Problem –
All of the data that follows should be retyped exactly, please, except the pictures.
** START **
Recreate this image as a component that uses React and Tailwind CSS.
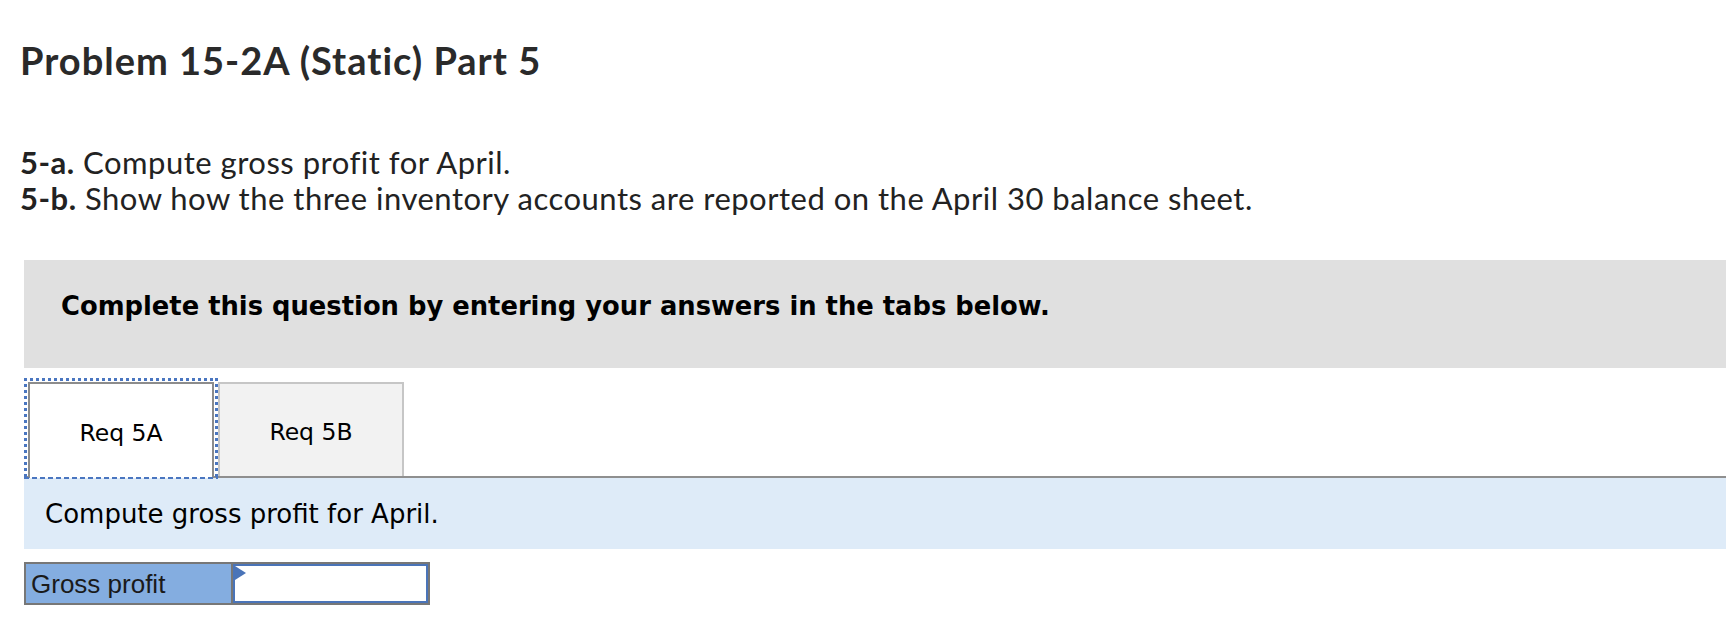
export default function App() {
  return (
    <div className="w-[1729px] min-h-[624px] overflow-hidden bg-white">
      <div className="pl-[20px] pt-[37px]">
        <h1 className="font-['Lato',sans-serif] text-[38px] font-bold leading-[46px] tracking-[1px] text-[#2a2a2a]">
          Problem 15-2A (Static) Part 5
        </h1>
        <div className="mt-[61px] font-['Lato',sans-serif] text-[31px] leading-[36px] tracking-[0.5px] text-[#222222]">
          <p>
            <span className="font-bold">5-a.</span> Compute gross profit for April.
          </p>
          <p>
            <span className="font-bold">5-b.</span> Show how the three inventory accounts are reported on the April 30 balance sheet.
          </p>
        </div>
      </div>

      <div className="ml-[24px] mt-[44px] w-[1702px]">
        <div className="h-[108px] bg-[#e0e0e0] pl-[37px] pt-[31px]">
          <p className="font-['DejaVu_Sans',sans-serif] text-[25.8px] font-bold leading-[30px] text-black">
            Complete this question by entering your answers in the tabs below.
          </p>
        </div>

        <div className="mt-[14px] flex border-b-2 border-[#8f8f8f] pl-[4px]">
          <div className="relative -mb-[2px] flex h-[96px] w-[186px] items-center justify-center border-x-2 border-t-2 border-[#8c8c8c] bg-white pt-[6px] font-['DejaVu_Sans',sans-serif] text-[23.5px] text-black">
            Req 5A
            <div className="pointer-events-none absolute -left-[6px] -top-[6px] h-[101px] w-[194px]">
              <div className="absolute left-0 top-0 h-[3px] w-full bg-[repeating-linear-gradient(90deg,#4a76c0_0px,#4a76c0_3px,transparent_3px,transparent_6px)]"></div>
              <div className="absolute bottom-0 left-0 h-[2px] w-full bg-[repeating-linear-gradient(90deg,#4a76c0_0px,#4a76c0_5px,transparent_5px,transparent_8px)]"></div>
              <div className="absolute left-0 top-0 h-full w-[3px] bg-[repeating-linear-gradient(180deg,#4a76c0_0px,#4a76c0_3px,transparent_3px,transparent_6px)]"></div>
              <div className="absolute right-0 top-0 h-full w-[3px] bg-[repeating-linear-gradient(180deg,#4a76c0_0px,#4a76c0_3px,transparent_3px,transparent_6px)]"></div>
            </div>
          </div>
          <div className="ml-[4px] flex h-[94px] w-[186px] items-center justify-center border-x-2 border-t-2 border-[#c6c6c6] bg-[#f2f2f2] pt-[6px] font-['DejaVu_Sans',sans-serif] text-[23.5px] text-black">
            Req 5B
          </div>
        </div>

        <div className="h-[71px] bg-[#deebf8] pl-[21px] pt-[21px]">
          <p className="font-['DejaVu_Sans',sans-serif] text-[26px] leading-[30px] text-black">
            Compute gross profit for April.
          </p>
        </div>

        <div className="mt-[13px] flex h-[43px] w-[406px] border-2 border-[#777777]">
          <div className="flex w-[207px] items-center border-r-2 border-[#777777] bg-[#84ade0] pl-[5px] font-['Liberation_Sans',sans-serif] text-[26px] leading-[30px] text-[#1a1a1a]">
            Gross profit
          </div>
          <div className="relative flex-1 border-2 border-[#4a74b8] bg-white">
            <div className="absolute left-0 top-0 h-0 w-0 border-y-[7px] border-l-[11px] border-y-transparent border-l-[#4a74b8]"></div>
          </div>
        </div>
      </div>
    </div>
  );
}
** END **
Task answer –
Recreate this image as a component that uses React and Tailwind CSS.
export default function App() {
  return (
    <div className="w-[1729px] min-h-[624px] overflow-hidden bg-white">
      <div className="pl-[20px] pt-[37px]">
        <h1 className="font-['Lato',sans-serif] text-[38px] font-bold leading-[46px] tracking-[1px] text-[#2a2a2a]">
          Problem 15-2A (Static) Part 5
        </h1>
        <div className="mt-[61px] font-['Lato',sans-serif] text-[31px] leading-[36px] tracking-[0.5px] text-[#222222]">
          <p>
            <span className="font-bold">5-a.</span> Compute gross profit for April.
          </p>
          <p>
            <span className="font-bold">5-b.</span> Show how the three inventory accounts are reported on the April 30 balance sheet.
          </p>
        </div>
      </div>

      <div className="ml-[24px] mt-[44px] w-[1702px]">
        <div className="h-[108px] bg-[#e0e0e0] pl-[37px] pt-[31px]">
          <p className="font-['DejaVu_Sans',sans-serif] text-[25.8px] font-bold leading-[30px] text-black">
            Complete this question by entering your answers in the tabs below.
          </p>
        </div>

        <div className="mt-[14px] flex border-b-2 border-[#8f8f8f] pl-[4px]">
          <div className="relative -mb-[2px] flex h-[96px] w-[186px] items-center justify-center border-x-2 border-t-2 border-[#8c8c8c] bg-white pt-[6px] font-['DejaVu_Sans',sans-serif] text-[23.5px] text-black">
            Req 5A
            <div className="pointer-events-none absolute -left-[6px] -top-[6px] h-[101px] w-[194px]">
              <div className="absolute left-0 top-0 h-[3px] w-full bg-[repeating-linear-gradient(90deg,#4a76c0_0px,#4a76c0_3px,transparent_3px,transparent_6px)]"></div>
              <div className="absolute bottom-0 left-0 h-[2px] w-full bg-[repeating-linear-gradient(90deg,#4a76c0_0px,#4a76c0_5px,transparent_5px,transparent_8px)]"></div>
              <div className="absolute left-0 top-0 h-full w-[3px] bg-[repeating-linear-gradient(180deg,#4a76c0_0px,#4a76c0_3px,transparent_3px,transparent_6px)]"></div>
              <div className="absolute right-0 top-0 h-full w-[3px] bg-[repeating-linear-gradient(180deg,#4a76c0_0px,#4a76c0_3px,transparent_3px,transparent_6px)]"></div>
            </div>
          </div>
          <div className="ml-[4px] flex h-[94px] w-[186px] items-center justify-center border-x-2 border-t-2 border-[#c6c6c6] bg-[#f2f2f2] pt-[6px] font-['DejaVu_Sans',sans-serif] text-[23.5px] text-black">
            Req 5B
          </div>
        </div>

        <div className="h-[71px] bg-[#deebf8] pl-[21px] pt-[21px]">
          <p className="font-['DejaVu_Sans',sans-serif] text-[26px] leading-[30px] text-black">
            Compute gross profit for April.
          </p>
        </div>

        <div className="mt-[13px] flex h-[43px] w-[406px] border-2 border-[#777777]">
          <div className="flex w-[207px] items-center border-r-2 border-[#777777] bg-[#84ade0] pl-[5px] font-['Liberation_Sans',sans-serif] text-[26px] leading-[30px] text-[#1a1a1a]">
            Gross profit
          </div>
          <div className="relative flex-1 border-2 border-[#4a74b8] bg-white">
            <div className="absolute left-0 top-0 h-0 w-0 border-y-[7px] border-l-[11px] border-y-transparent border-l-[#4a74b8]"></div>
          </div>
        </div>
      </div>
    </div>
  );
}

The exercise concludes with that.